Jurgen: Oh, did I forgot to introduce you? How careless of me. "Jurgen points to the spiky couch" You can have a seat und wait if you like.
Billy cougar wrote: (What happens then, Anchorman?)
(In Sam and Max: Beyond Time and Space final episode "What's New, Beelzebub?", Sam and Max take Brady Culture's key card, enter the wing of Hell, dedicated to them, because they were the contributors to Hell, due to the people's souls who died in their cases and they (Sam and Max) rescue Santa, Red Elf, Bosco, DeSoto and Grandpa Stinky's souls from Hell, as well as breaking Hell's efficiency, escaping from Sam's personal Hell and revealing the true villains: Soda Poppers, as well as stopping their evil plan to bring the Apocalypse and thwarting them into the Pit, Squirrel Boy.)

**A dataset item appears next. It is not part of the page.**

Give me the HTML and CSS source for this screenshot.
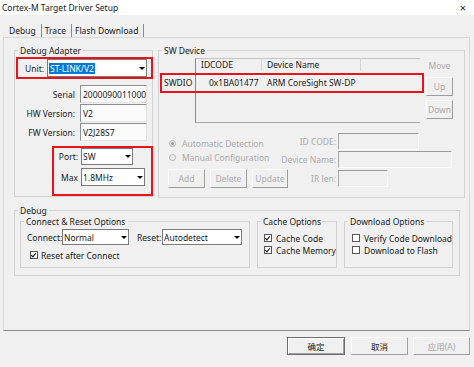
FILE: index.html
```html
<html>
<head>
    <meta charset='UTF-8'>
    <title>Cortex-M Target Driver Setup</title>
    <link rel="stylesheet" href="styles.css">
</head>
<body>
    <div class='window'>
        <div class='titlebar'>
            <span>Cortex-M Target Driver Setup</span>
            <span class='close'>×</span>
        </div>

        <div class='tabs'>
            <span class='tab tab-debug'>Debug</span>
            <span class='tab tab-trace'>Trace</span>
            <span class='tab tab-flash'>Flash Download</span>
        </div>

        <div class='panel'>
            <div class='top-row'>
                <!-- Debug Adapter -->
                <div class='group adapter'>
                    <div class='group-title'>Debug Adapter</div>

                    <div class='unit-row mark'>
                        <span class='unit-lbl'>Unit:</span>
                        <div class='select unit-select'>
                            <span class='val'><span class='picked'>ST-LINK/V2</span></span>
                            <span class='arrow'></span>
                        </div>
                    </div>

                    <div class='info-row first'>
                        <span class='info-lbl'>Serial</span>
                        <div class='field'>20000900110000</div>
                    </div>
                    <div class='info-row'>
                        <span class='info-lbl'>HW Version:</span>
                        <div class='field'>V2</div>
                    </div>
                    <div class='info-row'>
                        <span class='info-lbl'>FW Version:</span>
                        <div class='field'>V2J28S7</div>
                    </div>

                    <div class='port-box mark'>
                        <div class='pm-row'>
                            <span class='pm-lbl'>Port:</span>
                            <div class='select port-select'>
                                <span class='val'>SW</span>
                                <span class='arrow'></span>
                            </div>
                        </div>
                        <div class='pm-row max-row'>
                            <span class='pm-lbl'>Max</span>
                            <div class='select max-select'>
                                <span class='val'>1.8MHz</span>
                                <span class='arrow'></span>
                            </div>
                        </div>
                    </div>
                </div>

                <!-- SW Device -->
                <div class='group device'>
                    <div class='group-title'>SW Device</div>

                    <div class='dev-top'>
                        <div class='dev-list'>
                            <div class='hd hd-id'>IDCODE</div>
                            <div class='hd hd-name'>Device Name</div>
                            <div class='hd hd-rest'></div>
                            <div class='cell c-port'>SWDIO</div>
                            <div class='cell c-id'>0x1BA01477</div>
                            <div class='cell c-name'>ARM CoreSight SW-DP</div>
                            <div class='filler'></div>
                            <div class='dev-mark'></div>
                        </div>

                        <div class='move-col'>
                            <span class='move-lbl'>Move</span>
                            <span class='btn btn-off btn-up'>Up</span>
                            <span class='btn btn-off btn-down'>Down</span>
                        </div>
                    </div>

                    <div class='dev-bottom'>
                        <div class='dev-left'>
                            <div class='radio-row'><span class='radio on'></span>Automatic Detection</div>
                            <div class='radio-row'><span class='radio'></span>Manual Configuration</div>
                            <div class='dev-btns'>
                                <span class='btn btn-off btn-add'>Add</span>
                                <span class='btn btn-off btn-del'>Delete</span>
                                <span class='btn btn-off btn-upd'>Update</span>
                            </div>
                        </div>

                        <div class='dev-right'>
                            <div class='dev-field'>
                                <span class='dev-lbl'>ID CODE:</span>
                                <div class='field off w-id'></div>
                            </div>
                            <div class='dev-field'>
                                <span class='dev-lbl'>Device Name:</span>
                                <div class='field off w-name'></div>
                            </div>
                            <div class='dev-field ir'>
                                <span class='dev-lbl'>IR len:</span>
                                <div class='field off w-ir'></div>
                            </div>
                        </div>
                    </div>
                </div>
            </div>

            <!-- Debug -->
            <div class='group debug'>
                <div class='group-title'>Debug</div>

                <div class='debug-row'>
                    <div class='group conn'>
                        <div class='group-title'>Connect &amp; Reset Options</div>
                        <div class='conn-row'>
                            <span class='conn-lbl'>Connect:</span>
                            <div class='select conn-select'>
                                <span class='val'>Normal</span>
                                <span class='arrow'></span>
                            </div>
                            <span class='reset-lbl'>Reset:</span>
                            <div class='select reset-select'>
                                <span class='val'>Autodetect</span>
                                <span class='arrow'></span>
                            </div>
                        </div>
                        <div class='check-row conn-check'><span class='check on'></span>Reset after Connect</div>
                    </div>

                    <div class='group cache'>
                        <div class='group-title'>Cache Options</div>
                        <div class='opt-list'>
                            <div class='check-row'><span class='check on'></span>Cache Code</div>
                            <div class='check-row'><span class='check on'></span>Cache Memory</div>
                        </div>
                    </div>

                    <div class='group download'>
                        <div class='group-title'>Download Options</div>
                        <div class='opt-list'>
                            <div class='check-row'><span class='check'></span>Verify Code Download</div>
                            <div class='check-row'><span class='check'></span>Download to Flash</div>
                        </div>
                    </div>
                </div>
            </div>
        </div>

        <div class='footer'>
            <span class='btn btn-main btn-ok'>确定</span>
            <span class='btn btn-main btn-cancel'>取消</span>
            <span class='btn btn-main btn-apply'>应用(A)</span>
        </div>
    </div>
</body>
</html>
```

FILE: styles.css
```css
html, body {
    margin: 0;
    padding: 0;
    background: #f0f0f0;
    color: #1a1a1a;
    font-family: 'Noto Sans', 'Noto Sans CJK SC', sans-serif;
    font-size: 8.5px;
}

.window {
    width: 474px;
    height: 367px;
    background: #f0f0f0;
    overflow: hidden;
}

.titlebar {
    height: 15px;
    background: #fff;
    display: flex;
    align-items: center;
    justify-content: space-between;
    padding: 0 8px 0 2px;
}

.close {
    font-size: 11px;
}

/* tabs */
.tabs {
    height: 22px;
    display: flex;
    align-items: flex-end;
    padding-left: 4px;
    box-sizing: border-box;
}

.tab {
    height: 13px;
    line-height: 13px;
    border-right: 1px solid #8a8a8a;
    padding: 0 5px 0 3px;
}

.tab-debug { padding-left: 5px; }

/* main panel */
.panel {
    margin-left: 3px;
    width: 467px;
    height: 294px;
    box-sizing: border-box;
    border: 1px solid #d9d9d9;
    border-bottom-color: #8c8c8c;
    padding: 12px 0 0 10px;
}

.top-row {
    display: flex;
    gap: 5px;
}

.group {
    border: 1px solid #d3d3d3;
    box-sizing: border-box;
}

.group-title {
    width: fit-content;
    height: 11px;
    line-height: 11px;
    margin: -6px 0 -5px 3px;
    padding: 0 2px;
    background: #f0f0f0;
    white-space: nowrap;
}

.mark {
    outline: 2px solid #e8141b;
}

/* common controls */
.select {
    box-sizing: border-box;
    height: 100%;
    display: flex;
    align-items: center;
    background: #fff;
    border: 1px solid #7a7a7a;
    padding-left: 1px;
    flex-shrink: 0;
}

.select .val {
    flex: 1;
    white-space: nowrap;
    overflow: hidden;
}

.arrow {
    width: 9px;
    height: 100%;
    display: flex;
    align-items: center;
    justify-content: center;
}

.arrow::after {
    content: '';
    border-left: 3px solid transparent;
    border-right: 3px solid transparent;
    border-top: 3px solid #000;
}

.field {
    box-sizing: border-box;
    height: 100%;
    background: #fbfbfb;
    border: 1px solid #e3e3e3;
    border-top-color: #8f8f8f;
    border-left-color: #8f8f8f;
    padding-left: 2px;
    display: flex;
    align-items: center;
    white-space: nowrap;
    overflow: hidden;
    flex-shrink: 0;
}

.field.off {
    background: #f0f0f0;
    border-color: #fff;
    border-top-color: #9a9a9a;
    border-left-color: #a8a8a8;
}

.btn {
    box-sizing: border-box;
    display: flex;
    align-items: center;
    justify-content: center;
    background: #f0f0f0;
    border: 1px solid #fff;
    border-right-color: #9c9c9c;
    border-bottom-color: #9c9c9c;
}

.btn-off {
    color: #ababab;
}

.check {
    box-sizing: border-box;
    flex-shrink: 0;
    width: 8px;
    height: 8px;
    border: 1px solid #555;
    background: #fff;
    margin-right: 4px;
    position: relative;
}

.check.on::after {
    content: '';
    position: absolute;
    left: 1px;
    top: 0px;
    width: 2px;
    height: 4px;
    border-right: 1.5px solid #111;
    border-bottom: 1.5px solid #111;
    transform: rotate(40deg);
}

.radio {
    box-sizing: border-box;
    flex-shrink: 0;
    width: 7px;
    height: 7px;
    border: 1px solid #b4b4b4;
    border-radius: 50%;
    margin-right: 6px;
    display: flex;
    align-items: center;
    justify-content: center;
}

.radio.on::after {
    content: '';
    width: 3px;
    height: 3px;
    border-radius: 50%;
    background: #9a9a9a;
}

/* Debug Adapter */
.adapter {
    width: 139px;
    height: 147px;
}

.unit-row {
    box-sizing: border-box;
    width: 133px;
    height: 18px;
    margin: 8px 0 0 3px;
    padding-left: 7px;
    display: flex;
    align-items: center;
}

.unit-lbl {
    width: 22px;
}

.unit-select {
    width: 100px;
}

.picked {
    background: #0078d7;
    color: #fff;
    padding: 1px 1px;
}

.info-row {
    display: flex;
    align-items: center;
    height: 18px;
    margin-top: 1px;
}

.info-row.first {
    margin-top: 8px;
}

.info-lbl {
    width: 60px;
    text-align: right;
    margin-right: 5px;
}

.info-row .field {
    width: 67px;
}

.port-box {
    box-sizing: border-box;
    width: 97px;
    height: 46px;
    margin: 7px 0 0 39px;
}

.pm-row {
    display: flex;
    align-items: center;
    height: 17px;
}

.max-row {
    height: 18px;
    margin-top: 3px;
}

.pm-lbl {
    width: 24px;
    text-align: right;
    margin-right: 3px;
}

.port-select { width: 52px; }
.max-select { width: 64px; }

/* SW Device */
.device {
    width: 307px;
    height: 148px;
}

.dev-top {
    display: flex;
    margin-top: 7px;
}

.dev-list {
    margin-left: 2px;
    width: 259px;
    height: 65px;
    display: grid;
    grid-template-columns: 34px 67px 99px 59px;
    grid-template-rows: 13px 22px 1fr;
}

.hd {
    grid-row: 1;
    line-height: 12px;
    border-top: 1px solid #c4c4c4;
    border-right: 1px solid #d6d6d6;
    padding-left: 5px;
}

.hd-id { grid-column: 2; border-left: 1px solid #8a8a8a; }
.hd-name { grid-column: 3; padding-left: 5px; }
.hd-rest { grid-column: 4; border-right: none; }

.cell {
    grid-row: 2;
    display: flex;
    align-items: center;
    white-space: nowrap;
}

.c-port { grid-column: 1; padding-left: 3px; }
.c-id { grid-column: 2; border-left: 1px solid #8a8a8a; padding-left: 13px; }
.c-name { grid-column: 3 / 5; padding-left: 5px; }

.filler {
    grid-row: 3;
    grid-column: 2 / 5;
    border-left: 1px solid #8a8a8a;
    border-bottom: 1px solid #a8a8a8;
}

.dev-mark {
    grid-row: 2;
    grid-column: 1 / -1;
    margin: 4px -2px 2px 1px;
    outline: 2px solid #e8141b;
}

.move-col {
    width: 27px;
    margin-left: 6px;
    display: flex;
    flex-direction: column;
}

.move-lbl {
    margin-top: 2px;
    line-height: 12px;
    text-align: center;
    color: #ababab;
}

.btn-up, .btn-down {
    height: 19px;
}

.btn-up { margin-top: 5px; }
.btn-down { margin-top: 4px; }

.dev-bottom {
    display: flex;
    margin-top: 10px;
}

.dev-left {
    width: 121px;
    flex-shrink: 0;
    box-sizing: border-box;
    padding: 3px 0 0 10px;
    color: #ababab;
}

.radio-row {
    height: 14px;
    display: flex;
    align-items: center;
    white-space: nowrap;
}

.dev-btns {
    display: flex;
    gap: 5px;
    margin: 5px 0 0 -1px;
}

.dev-btns .btn {
    width: 37px;
    height: 19px;
    flex-shrink: 0;
}

.dev-btns .btn-upd { width: 36px; }

.dev-right {
    display: flex;
    flex-direction: column;
}

.dev-field {
    display: flex;
    align-items: center;
    height: 17px;
    margin-bottom: 1px;
}

.dev-field.ir {
    margin-top: 1px;
}

.dev-lbl {
    width: 56px;
    margin-right: 2px;
    text-align: right;
    white-space: nowrap;
    color: #ababab;
}

.w-id { width: 81px; }
.w-name { width: 114px; }
.w-ir { width: 50px; }

/* Debug */
.debug {
    width: 446px;
    height: 66px;
    margin-top: 12px;
}

.debug-row {
    display: flex;
    margin: 10px 0 0 5px;
}

.conn {
    width: 230px;
    height: 47px;
}

.cache {
    width: 80px;
    height: 47px;
    margin-left: 7px;
}

.download {
    width: 109px;
    height: 47px;
    margin-left: 7px;
}

.conn-row {
    display: flex;
    align-items: center;
    height: 16px;
    margin-top: 7px;
    padding-left: 6px;
}

.conn-lbl { width: 35px; }
.conn-select { width: 67px; }
.reset-lbl { width: 25px; margin-left: 8px; }
.reset-select { width: 80px; }

.check-row {
    display: flex;
    align-items: center;
    height: 12px;
    white-space: nowrap;
}

.conn-check {
    height: 14px;
    margin-top: 3px;
    padding-left: 9px;
}

.conn-check .check { margin-right: 3px; }

.opt-list {
    margin-top: 10px;
    padding-left: 6px;
}

.download .opt-list { padding-left: 7px; }

/* footer buttons */
.footer {
    display: flex;
    justify-content: flex-end;
    padding: 6px 4px 0 0;
}

.btn-main {
    height: 18px;
    width: 57px;
    margin-left: 5px;
    border-color: #fff #a0a0a0 #a0a0a0 #fff;
}

.btn-ok {
    width: 58px;
    border: 1px solid #6e6e6e;
    box-shadow: inset 1px 1px 0 #fff, inset -1px -1px 0 #a0a0a0;
}

.btn-cancel { margin-left: 6px; }
.btn-apply { color: #a8a8a8; }
```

Curt 286: We currently trying to find a supervillain to work as his minions and get money for creating an advanced Augmented Reality simulator for citizens of Lakewood Plaza Turbo, which will serve in order to create an unbeatable AI for our new videogame and expand "Pimp Le Car" beyond New York City.
Chippy: "Beep boop beep boop boop beep"
Me: Okay, I got you, but where is Bluster Blaster?
Billy cougar wrote: Me: Do you?! I KNOW OF A GR8 SUPERVILLAIN FOR WHO YOU CAN WORK! He is a Marxist, a great editor on MUC Wikia and a good friend of mine! Here! *I pull you, Hagen, in front of me* Also, who's the robot?
Bob Bell: We're sorry, but we must deny your offer.
Curt 286: We decline your offer in favour of Lord Boxman, because he pays a lot of money and belief in his power to destroy Lakewood Plaza Turbo boosts our self-esteem.
Chippy: "Beep boop beep"
Curt 286: For your information, the robot's name is Maimtron 9000.